First, we need to understand what `10^(1/3)` means. When you see a number raised to the power of `1/3`, it means we're looking for its "cube root." The cube root of a number is what you'd multiply by itself three times to get that number. So, `10^(1/3)` is the cube root of 10.

Next, we look at `1/10^(1/3)`. This means we take the number 1 and divide it by the cube root of 10.

Finally, we take the number 1 and subtract the result from the previous step (1 divided by the cube root of 10).

Since the cube root of 10 isn't a simple whole number (like 2, or 3), the best way to write the answer without using a calculator for a super long decimal is to leave it in this exact form. It's tricky because we can't simplify the cube root of 10 to a neat whole number like we can with the square root of 4 or the cube root of 8!

Alternative answer

Answer: 1 - 1/∛10 Explain
This is a question about understanding fractional exponents (like 1/3) and how to do subtraction with fractions. . The solving step is:

First, let's look at the trickiest part: `10^(1/3)`. When you see a number raised to the power of `1/3`, it means we need to find its **cube root**. The cube root of a number is what you'd multiply by itself three times to get that number. So, `10^(1/3)` is the number that, if you multiply it by itself, and then by itself again (like `x * x * x`), you would get 10. For example, the cube root of 8 is 2, because 2 * 2 * 2 = 8. For 10, it's not a whole number, it's a little over 2.
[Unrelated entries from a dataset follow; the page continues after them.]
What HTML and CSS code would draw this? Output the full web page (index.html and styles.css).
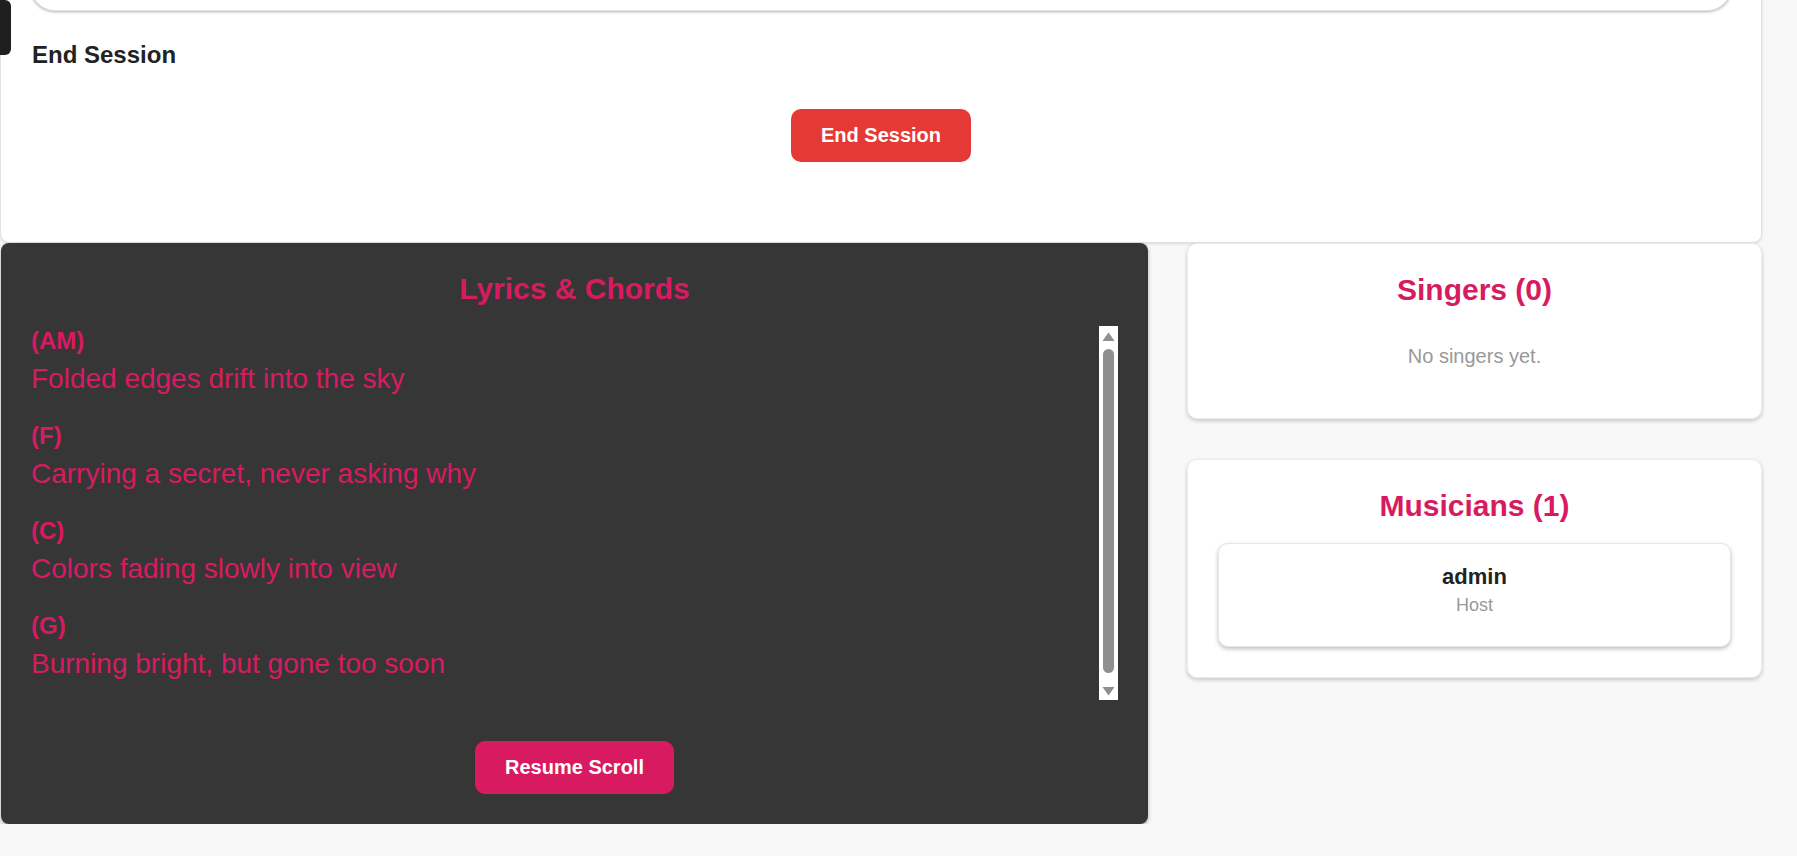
FILE: index.html
```html
<!DOCTYPE html>
<html lang="en">
<head>
<meta charset="utf-8">
<title>Session</title>
<link rel="stylesheet" href="styles.css">
</head>
<body>
<div class="side-tab"></div>
<div class="page">
  <section class="top-card">
    <div class="inner-card"></div>
    <h3 class="section-title">End Session</h3>
    <div class="btn-row btn-row-top">
      <button class="btn btn-danger">End Session</button>
    </div>
  </section>

  <div class="main-row">
    <section class="lyrics-panel">
      <h2 class="panel-title">Lyrics &amp; Chords</h2>
      <div class="lyrics-scroll">
        <div class="lyrics-text">
          <div class="verse">
            <div class="chord">(AM)</div>
            <div class="lyric">Folded edges drift into the sky</div>
          </div>
          <div class="verse">
            <div class="chord">(F)</div>
            <div class="lyric">Carrying a secret, never asking why</div>
          </div>
          <div class="verse">
            <div class="chord">(C)</div>
            <div class="lyric">Colors fading slowly into view</div>
          </div>
          <div class="verse">
            <div class="chord">(G)</div>
            <div class="lyric">Burning bright, but gone too soon</div>
          </div>
        </div>
        <div class="scrollbar">
          <svg class="sb-arrow" width="19" height="19" viewBox="0 0 19 19"><polygon points="3.5,15 9.5,6.5 15.5,15" fill="#8f8f8f"/></svg>
          <div class="sb-thumb"></div>
          <svg class="sb-arrow" width="19" height="19" viewBox="0 0 19 19"><polygon points="3.5,6 15.5,6 9.5,14.5" fill="#8f8f8f"/></svg>
        </div>
      </div>
      <div class="btn-row btn-row-lyrics">
        <button class="btn btn-pink">Resume Scroll</button>
      </div>
    </section>

    <aside class="side-col">
      <section class="card">
        <h2 class="card-title">Singers (0)</h2>
        <p class="empty">No singers yet.</p>
      </section>
      <section class="card">
        <h2 class="card-title">Musicians (1)</h2>
        <div class="member">
          <div class="member-name">admin</div>
          <div class="member-role">Host</div>
        </div>
      </section>
    </aside>
  </div>
</div>
</body>
</html>
```

FILE: styles.css
```css
* { box-sizing: border-box; }

html, body {
  margin: 0;
  padding: 0;
}

body {
  background: #f8f8f8;
  font-family: "Liberation Sans", Arial, sans-serif;
  color: #222;
  overflow: hidden;
}

.side-tab {
  position: fixed;
  left: 0;
  top: 0;
  width: 11px;
  height: 55px;
  background: #1f1f1f;
  border-radius: 0 6px 6px 0;
  z-index: 10;
}

.page {
  width: 1762px;
  margin-top: -150px;
}

.top-card {
  background: #fff;
  border: 1px solid #e2e2e2;
  border-radius: 0 0 9px 9px;
  padding: 20px 29px 80px;
  box-shadow: 0 1px 3px rgba(0, 0, 0, 0.12);
}

.inner-card {
  height: 140px;
  background: #fff;
  border: 1px solid #e4e4e4;
  border-radius: 25px;
  box-shadow: 0 1px 3px rgba(0, 0, 0, 0.3);
}

.section-title {
  margin: 30px 0 0 2px;
  font-size: 24px;
  line-height: 28px;
  font-weight: bold;
  color: #222;
}

.btn-row {
  display: flex;
  justify-content: center;
}

.btn-row-top { margin-top: 40px; }
.btn-row-lyrics { margin-top: 41px; }

.btn {
  font-family: "Liberation Sans", Arial, sans-serif;
  font-size: 20px;
  line-height: 23px;
  font-weight: bold;
  color: #fff;
  border: 0;
  border-radius: 10px;
  padding: 15px 30px;
  cursor: pointer;
}

.btn-danger { background: #e53935; }
.btn-pink { background: #d81b60; }

.main-row {
  display: flex;
  align-items: flex-start;
  gap: 39px;
  padding-left: 1px;
}

.lyrics-panel {
  width: 1147px;
  background: #363636;
  border-radius: 8px;
  padding: 29px 30px 30px;
  box-shadow: 0 2px 4px rgba(0, 0, 0, 0.3);
}

.panel-title {
  margin: 0 0 20px;
  font-size: 30px;
  line-height: 34px;
  font-weight: bold;
  color: #d81b60;
  text-align: center;
}

.lyrics-scroll {
  display: flex;
  height: 374px;
}

.lyrics-text {
  flex: 1;
  padding-top: 1px;
  overflow: hidden;
  color: #d81b60;
}

.verse { margin-bottom: 27px; }

.chord {
  font-size: 24px;
  line-height: 28px;
  font-weight: bold;
  margin-bottom: 8px;
}

.lyric {
  font-size: 28px;
  line-height: 32px;
}

.scrollbar {
  width: 19px;
  background: #fff;
  display: flex;
  flex-direction: column;
}

.sb-arrow {
  display: block;
  flex: none;
}

.sb-thumb {
  flex: 1;
  margin: 4px 4px 8px;
  background: #8f8f8f;
  border-radius: 6px;
}

.side-col {
  width: 575px;
  display: flex;
  flex-direction: column;
  gap: 40px;
}

.card {
  background: #fff;
  border: 1px solid #ececec;
  border-radius: 10px;
  padding: 29px 30px 30px;
  box-shadow: 0 2px 4px rgba(0, 0, 0, 0.2);
  text-align: center;
}

.card-title {
  margin: 0;
  font-size: 30px;
  line-height: 34px;
  font-weight: bold;
  color: #d81b60;
}

.empty {
  margin: 38px 0 20px;
  font-size: 20px;
  line-height: 23px;
  color: #999;
}

.member {
  margin-top: 20px;
  background: #fff;
  border: 1px solid #e6e6e6;
  border-radius: 10px;
  padding: 20px 20px 30px;
  box-shadow: 0 2px 4px rgba(0, 0, 0, 0.25);
}

.member-name {
  font-size: 22px;
  line-height: 25px;
  font-weight: bold;
  color: #222;
}

.member-role {
  margin-top: 6px;
  font-size: 18px;
  line-height: 21px;
  color: #999;
}
```
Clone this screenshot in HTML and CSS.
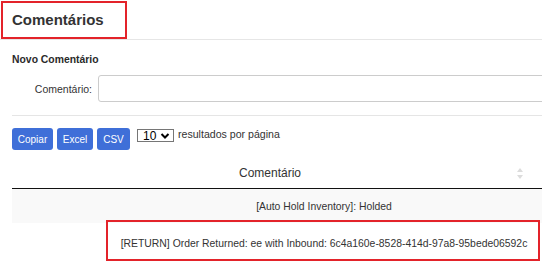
FILE: index.html
```html
<!DOCTYPE html>
<html lang="pt">
  <head>
    <meta charset="UTF-8" />
    <title>Comentários</title>
    <link rel="stylesheet" href="styles.css">
  </head>
  <body>
    <div class="box">
      <div class="box-header">
        <h3 class="box-title">Comentários</h3>
      </div>
      <div class="box-body">
        <h4 class="section-title">Novo Comentário</h4>
        <div class="form-row">
          <label class="form-label" for="comentario">Comentário:</label>
          <input class="form-input" id="comentario" type="text">
        </div>
        <div class="divider"></div>
        <div class="toolbar">
          <button class="btn btn-copy">Copiar</button>
          <button class="btn btn-excel">Excel</button>
          <button class="btn btn-csv">CSV</button>
          <span class="page-size">
            10
            <svg width="10" height="8" viewBox="0 0 10 8"><path d="M1.5 2 L5 5.5 L8.5 2" fill="none" stroke="#000" stroke-width="2"/></svg>
          </span>
          <span class="page-text">resultados por página</span>
        </div>
        <table class="data-table">
          <thead>
            <tr>
              <th>
                Comentário
                <svg class="sort-icon" width="6" height="11" viewBox="0 0 6 11"><path d="M3 0 L6 4 H0 Z M3 11 L6 7 H0 Z" fill="#dcdcdc"/></svg>
              </th>
            </tr>
          </thead>
          <tbody>
            <tr class="odd"><td>[Auto Hold Inventory]: Holded</td></tr>
            <tr class="even"><td>[RETURN] Order Returned: ee with Inbound: 6c4a160e-8528-414d-97a8-95bede06592c</td></tr>
          </tbody>
        </table>
      </div>
    </div>
    <div class="mark mark-title"></div>
    <div class="mark mark-row"></div>
  </body>
</html>
```

FILE: styles.css
```css
body {
  margin: 0;
  font-family: "Liberation Sans", Arial, sans-serif;
  color: #333;
  overflow: hidden;
}
.box-header {
  height: 39px;
  border-bottom: 1px solid #e6e6e6;
  padding-left: 12px;
  display: flex;
  align-items: center;
}
.box-title {
  margin: 0;
  font-size: 15px;
  font-weight: bold;
}
.box-body {
  padding-left: 12px;
}
.section-title {
  margin: 13px 0 0;
  font-size: 10.4px;
  line-height: 13px;
  font-weight: bold;
  color: #2a2a2a;
}
.form-row {
  display: flex;
  align-items: center;
  margin-top: 9px;
}
.form-label {
  flex: none;
  width: 80px;
  margin-right: 6px;
  text-align: right;
  font-size: 10.5px;
}
.form-input {
  flex: none;
  width: 500px;
  height: 27px;
  box-sizing: border-box;
  border: 1px solid #ccc;
  border-radius: 3px;
}
.divider {
  margin-top: 13px;
  border-top: 1px solid #e5e5e5;
}
.toolbar {
  display: flex;
  align-items: flex-start;
  margin-top: 12px;
}
.btn {
  height: 22px;
  margin-right: 4px;
  padding: 0;
  border: none;
  border-radius: 3px;
  background: #3f6fd8;
  color: #fff;
  font-family: "Liberation Sans", Arial, sans-serif;
  font-size: 10px;
}
.btn-copy { width: 41px; }
.btn-excel { width: 36px; }
.btn-csv { width: 33px; }
.page-size {
  display: flex;
  align-items: center;
  justify-content: space-between;
  box-sizing: border-box;
  width: 37px;
  height: 13px;
  margin: 1px 0 0 3px;
  padding: 0 3px 0 5px;
  border: 1px solid #767676;
  font-size: 12px;
  color: #000;
}
.page-text {
  margin: 0 0 0 4px;
  font-size: 10.6px;
  line-height: 13px;
}
.data-table {
  width: 530px;
  margin-top: 8px;
  border-collapse: collapse;
  font-size: 12px;
}
.data-table th {
  position: relative;
  height: 30px;
  padding: 0 24px 0 10px;
  border-bottom: 1px solid #111;
  font-weight: normal;
  text-align: center;
}
.sort-icon {
  position: absolute;
  right: 19px;
  top: 10px;
}
.data-table td {
  height: 34px;
  padding: 0 0 0 94px;
  font-size: 10.4px;
  text-align: center;
  white-space: nowrap;
}
.data-table tr.even td {
  height: 40px;
}
.data-table tr.odd td {
  background: #f9f9f9;
}
.mark {
  position: absolute;
  border: 2px solid #e3232a;
}
.mark-title {
  left: 1px;
  top: 1px;
  width: 122px;
  height: 34px;
}
.mark-row {
  left: 106px;
  top: 220px;
  width: 430px;
  height: 37px;
}
```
Next, we have `1 / 10^(1/3)`. This means we take the number 1 and divide it by that cube root of 10 we just talked about. So, it's like 1 divided by "that number that times itself three times makes 10."

Finally, we have `1 - (1 / 10^(1/3))`. This means we take the number 1 and subtract the result from the previous step.

So, to "solve" it, you first figure out the cube root of 10, then divide 1 by that number, and then subtract that answer from 1. Since finding the exact decimal for the cube root of 10 is pretty tough without a calculator, we usually leave it in the cube root form, which looks like `∛10`. So the answer is written as `1 - 1/∛10`.

Alternative answer

Answer:
`1 - 1/³√10` or `(³√10 - 1) / ³√10` Explain
This is a question about understanding exponents, roots, and fractions . The solving step is:

1. First, let's look at `10^(1/3)`. In math, a fraction in the exponent means we're taking a root! The bottom number of the fraction tells us which root. So, `10^(1/3)` means the "cube root" of 10. We write this with a little '3' over the square root sign, like this: `³√10`. This means finding a number that, when you multiply it by itself three times, gives you 10.
2. So, the problem `1 - 1/10^(1/3)` becomes `1 - 1/³√10`.
3. Now, the cube root of 10 isn't a neat whole number (like how the cube root of 8 is 2, or the cube root of 27 is 3). So, we usually leave it as `³√10` unless we use a calculator to find an approximate decimal.
4. To combine `1` and `-1/³√10` into a single fraction, we can think of the number `1` as `³√10` divided by `³√10`. That's because any number divided by itself (as long as it's not zero) is 1!
5. So, our problem now looks like this: `³√10 / ³√10 - 1 / ³√10`.
6. Since both parts now have the same bottom (`³√10`), we can subtract the top parts: `(³√10 - 1) / ³√10`.

And that's as simple as we can make it without using a calculator to find the decimal value of `³√10`!